> [The request]:
Gather up the lines with the word "would" in them.

> [Records shown]:

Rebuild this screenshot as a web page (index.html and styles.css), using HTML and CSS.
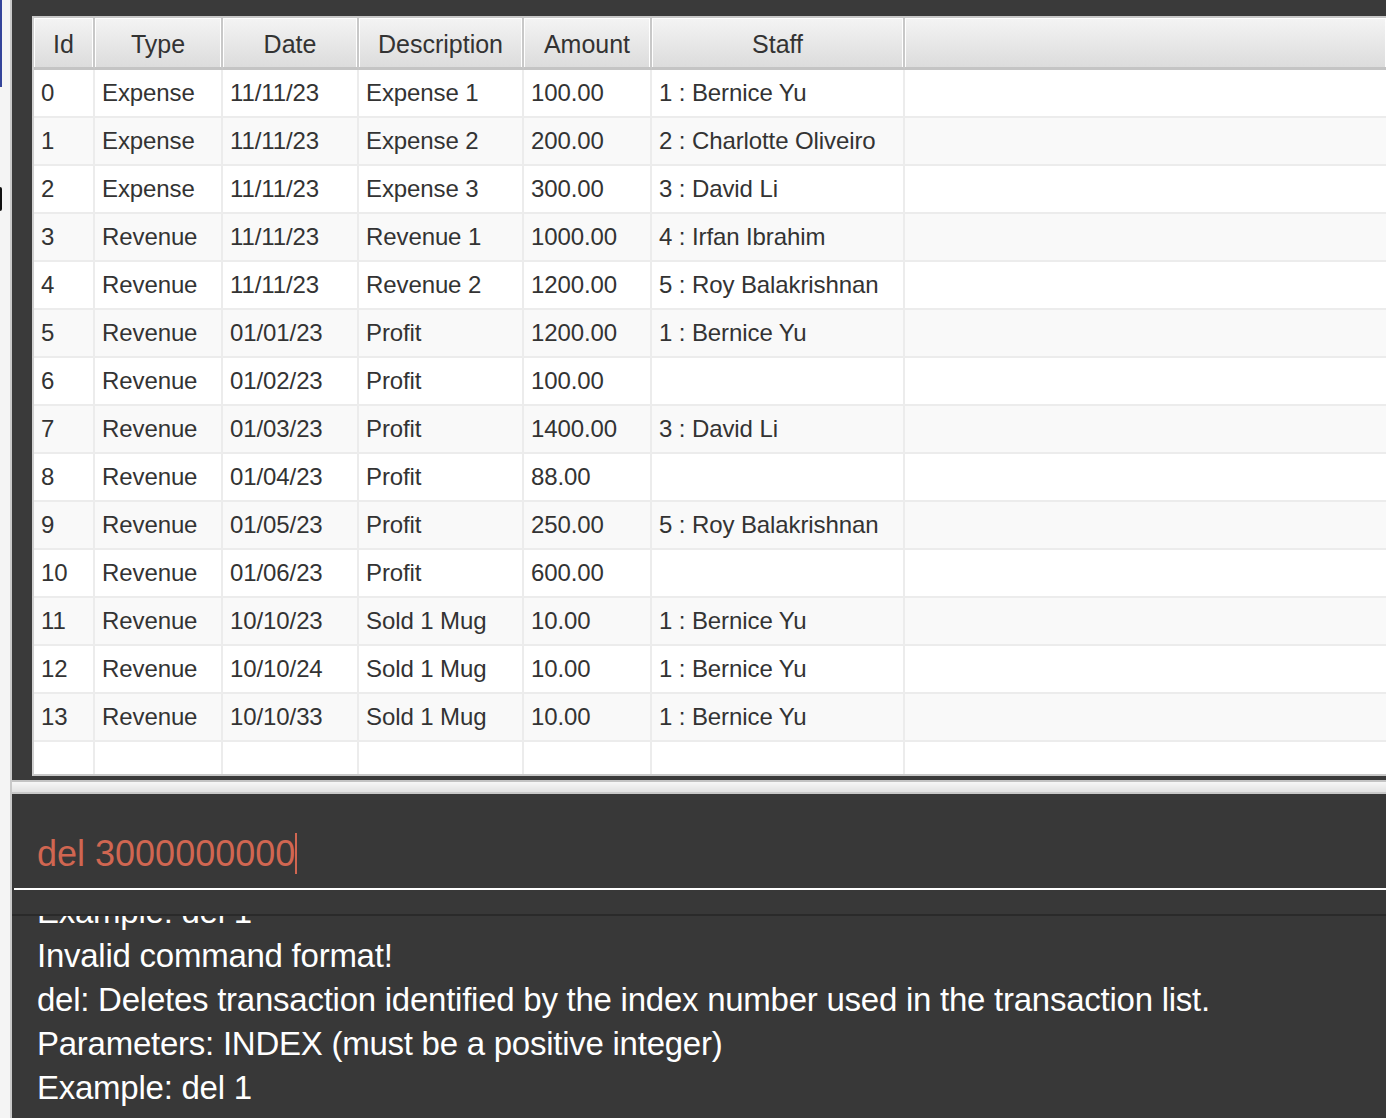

==

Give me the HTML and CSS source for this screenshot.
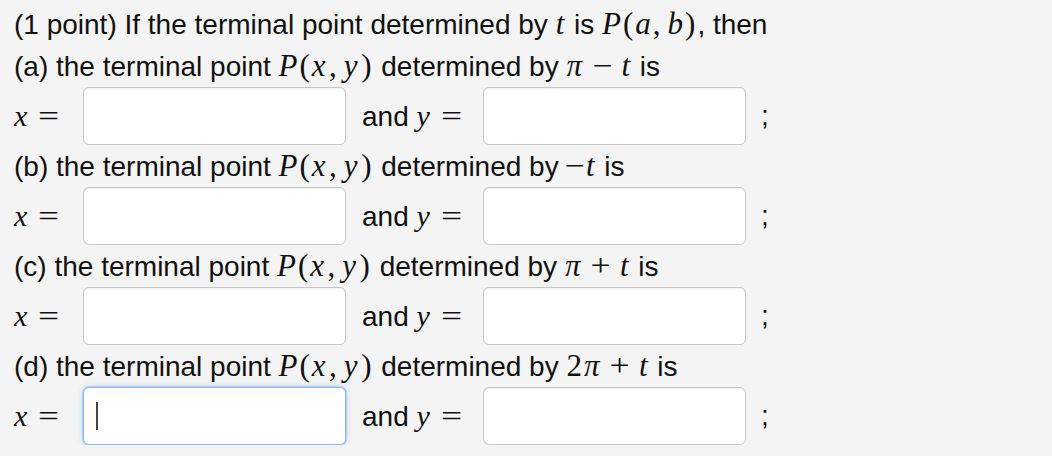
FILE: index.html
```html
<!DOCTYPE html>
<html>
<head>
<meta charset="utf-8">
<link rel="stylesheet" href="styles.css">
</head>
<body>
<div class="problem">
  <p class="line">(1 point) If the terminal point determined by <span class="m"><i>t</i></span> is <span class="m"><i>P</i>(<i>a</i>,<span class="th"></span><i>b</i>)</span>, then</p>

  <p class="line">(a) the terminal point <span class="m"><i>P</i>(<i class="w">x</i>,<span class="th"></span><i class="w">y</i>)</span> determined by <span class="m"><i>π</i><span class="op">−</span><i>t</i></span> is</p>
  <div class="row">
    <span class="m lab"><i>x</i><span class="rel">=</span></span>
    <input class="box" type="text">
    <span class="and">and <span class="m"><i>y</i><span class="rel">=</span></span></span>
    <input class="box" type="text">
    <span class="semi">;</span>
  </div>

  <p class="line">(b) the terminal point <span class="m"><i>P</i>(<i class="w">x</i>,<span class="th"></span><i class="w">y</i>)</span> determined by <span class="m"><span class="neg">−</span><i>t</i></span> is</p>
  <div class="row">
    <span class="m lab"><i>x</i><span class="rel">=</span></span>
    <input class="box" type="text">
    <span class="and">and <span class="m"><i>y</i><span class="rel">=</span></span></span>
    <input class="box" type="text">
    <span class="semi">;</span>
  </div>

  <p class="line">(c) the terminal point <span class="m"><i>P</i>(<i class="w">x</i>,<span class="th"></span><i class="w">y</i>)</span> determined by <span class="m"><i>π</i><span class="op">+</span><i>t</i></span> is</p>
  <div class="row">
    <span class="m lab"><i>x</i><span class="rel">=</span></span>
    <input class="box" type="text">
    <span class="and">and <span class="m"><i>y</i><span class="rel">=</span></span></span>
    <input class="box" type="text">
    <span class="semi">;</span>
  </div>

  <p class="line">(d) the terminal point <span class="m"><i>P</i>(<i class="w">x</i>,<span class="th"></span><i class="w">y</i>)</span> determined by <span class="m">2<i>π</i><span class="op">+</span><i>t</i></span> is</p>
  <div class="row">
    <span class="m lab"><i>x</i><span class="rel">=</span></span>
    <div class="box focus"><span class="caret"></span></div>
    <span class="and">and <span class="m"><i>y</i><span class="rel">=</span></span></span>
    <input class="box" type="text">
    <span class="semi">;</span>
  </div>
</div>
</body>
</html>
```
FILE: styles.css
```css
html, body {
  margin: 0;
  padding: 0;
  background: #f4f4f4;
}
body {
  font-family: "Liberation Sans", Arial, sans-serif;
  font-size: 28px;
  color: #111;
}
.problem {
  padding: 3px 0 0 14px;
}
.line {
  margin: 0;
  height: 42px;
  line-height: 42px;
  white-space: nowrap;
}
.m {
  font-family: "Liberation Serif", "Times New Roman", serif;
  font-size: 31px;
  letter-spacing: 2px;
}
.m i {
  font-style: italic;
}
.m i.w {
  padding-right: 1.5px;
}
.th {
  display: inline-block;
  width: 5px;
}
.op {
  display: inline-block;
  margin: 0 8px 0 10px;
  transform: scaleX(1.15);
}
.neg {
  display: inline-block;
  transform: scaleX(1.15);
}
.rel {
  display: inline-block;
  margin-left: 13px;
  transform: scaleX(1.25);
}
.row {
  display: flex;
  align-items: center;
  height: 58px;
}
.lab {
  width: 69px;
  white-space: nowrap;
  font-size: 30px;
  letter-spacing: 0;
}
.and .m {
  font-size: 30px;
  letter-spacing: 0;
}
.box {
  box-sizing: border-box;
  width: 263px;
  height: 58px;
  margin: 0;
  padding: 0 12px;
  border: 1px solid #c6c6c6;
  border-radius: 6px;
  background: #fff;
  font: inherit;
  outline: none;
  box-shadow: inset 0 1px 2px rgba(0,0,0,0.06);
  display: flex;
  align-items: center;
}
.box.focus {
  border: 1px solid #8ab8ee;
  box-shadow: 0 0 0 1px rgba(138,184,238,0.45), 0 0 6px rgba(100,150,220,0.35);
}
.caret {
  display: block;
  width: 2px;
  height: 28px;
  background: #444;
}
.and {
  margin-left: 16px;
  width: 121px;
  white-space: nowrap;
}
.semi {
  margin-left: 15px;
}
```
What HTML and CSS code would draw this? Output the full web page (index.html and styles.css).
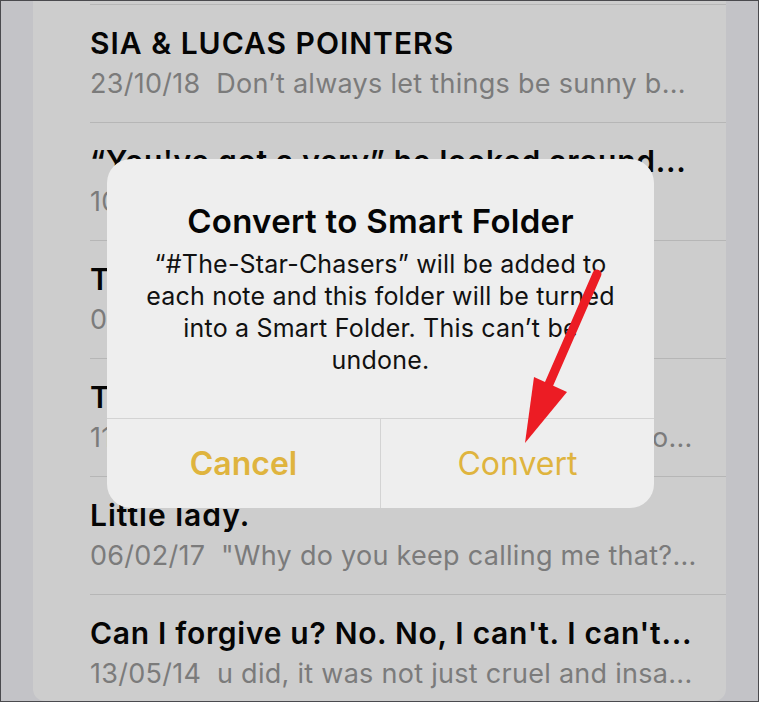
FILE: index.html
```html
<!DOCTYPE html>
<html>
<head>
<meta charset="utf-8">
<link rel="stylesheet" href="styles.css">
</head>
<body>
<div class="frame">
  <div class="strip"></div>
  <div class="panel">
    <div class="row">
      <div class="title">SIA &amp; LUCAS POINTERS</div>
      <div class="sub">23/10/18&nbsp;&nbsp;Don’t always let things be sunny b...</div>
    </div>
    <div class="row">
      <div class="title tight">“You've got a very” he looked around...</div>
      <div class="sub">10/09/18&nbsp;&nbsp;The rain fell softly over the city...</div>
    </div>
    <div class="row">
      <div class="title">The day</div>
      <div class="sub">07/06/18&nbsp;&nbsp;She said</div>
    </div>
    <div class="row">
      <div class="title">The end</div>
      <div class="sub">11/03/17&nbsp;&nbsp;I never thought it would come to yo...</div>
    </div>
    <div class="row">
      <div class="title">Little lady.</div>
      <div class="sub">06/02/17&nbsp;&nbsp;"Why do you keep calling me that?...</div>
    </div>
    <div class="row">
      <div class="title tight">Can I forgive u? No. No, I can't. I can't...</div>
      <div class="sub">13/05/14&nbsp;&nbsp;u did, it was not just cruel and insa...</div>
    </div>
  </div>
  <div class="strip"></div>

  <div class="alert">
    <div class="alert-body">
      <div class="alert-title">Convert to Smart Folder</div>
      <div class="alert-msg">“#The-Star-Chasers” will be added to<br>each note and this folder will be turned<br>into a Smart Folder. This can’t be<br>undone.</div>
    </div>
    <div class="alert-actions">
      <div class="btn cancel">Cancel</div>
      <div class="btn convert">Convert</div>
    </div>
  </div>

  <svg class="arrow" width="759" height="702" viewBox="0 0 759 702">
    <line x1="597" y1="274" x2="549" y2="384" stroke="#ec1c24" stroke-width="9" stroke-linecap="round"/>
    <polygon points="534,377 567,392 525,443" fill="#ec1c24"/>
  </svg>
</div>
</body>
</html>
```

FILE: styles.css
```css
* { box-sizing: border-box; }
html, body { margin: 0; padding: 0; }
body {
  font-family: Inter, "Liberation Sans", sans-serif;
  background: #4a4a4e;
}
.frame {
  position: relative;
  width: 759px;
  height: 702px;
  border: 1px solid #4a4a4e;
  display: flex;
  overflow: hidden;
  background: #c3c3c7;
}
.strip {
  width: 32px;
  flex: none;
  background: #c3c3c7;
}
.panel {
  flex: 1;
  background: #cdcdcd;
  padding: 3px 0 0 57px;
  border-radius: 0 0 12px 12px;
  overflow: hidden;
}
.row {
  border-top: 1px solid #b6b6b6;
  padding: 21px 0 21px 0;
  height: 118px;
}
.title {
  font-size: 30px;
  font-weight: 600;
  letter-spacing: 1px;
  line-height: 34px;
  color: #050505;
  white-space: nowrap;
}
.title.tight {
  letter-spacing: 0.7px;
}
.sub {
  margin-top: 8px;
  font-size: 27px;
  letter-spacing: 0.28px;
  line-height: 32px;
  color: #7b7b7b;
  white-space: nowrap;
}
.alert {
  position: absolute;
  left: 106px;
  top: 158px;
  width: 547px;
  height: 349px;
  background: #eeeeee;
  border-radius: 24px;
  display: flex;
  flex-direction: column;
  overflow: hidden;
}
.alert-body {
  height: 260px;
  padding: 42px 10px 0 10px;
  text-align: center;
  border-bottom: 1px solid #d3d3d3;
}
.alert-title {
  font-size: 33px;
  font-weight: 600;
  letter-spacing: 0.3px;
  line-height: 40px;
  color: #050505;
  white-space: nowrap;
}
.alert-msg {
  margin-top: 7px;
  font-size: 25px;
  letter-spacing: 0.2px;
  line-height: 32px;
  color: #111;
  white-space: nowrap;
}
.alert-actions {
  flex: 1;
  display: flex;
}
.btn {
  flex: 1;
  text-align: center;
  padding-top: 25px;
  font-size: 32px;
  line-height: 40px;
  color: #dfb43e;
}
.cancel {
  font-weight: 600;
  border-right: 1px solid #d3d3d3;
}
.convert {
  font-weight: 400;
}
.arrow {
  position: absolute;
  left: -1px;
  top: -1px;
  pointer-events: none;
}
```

> [Answer to the problem]:
What HTML and CSS code would draw this? Output the full web page (index.html and styles.css).
      <div class="sub">11/03/17&nbsp;&nbsp;I never thought it would come to yo...</div>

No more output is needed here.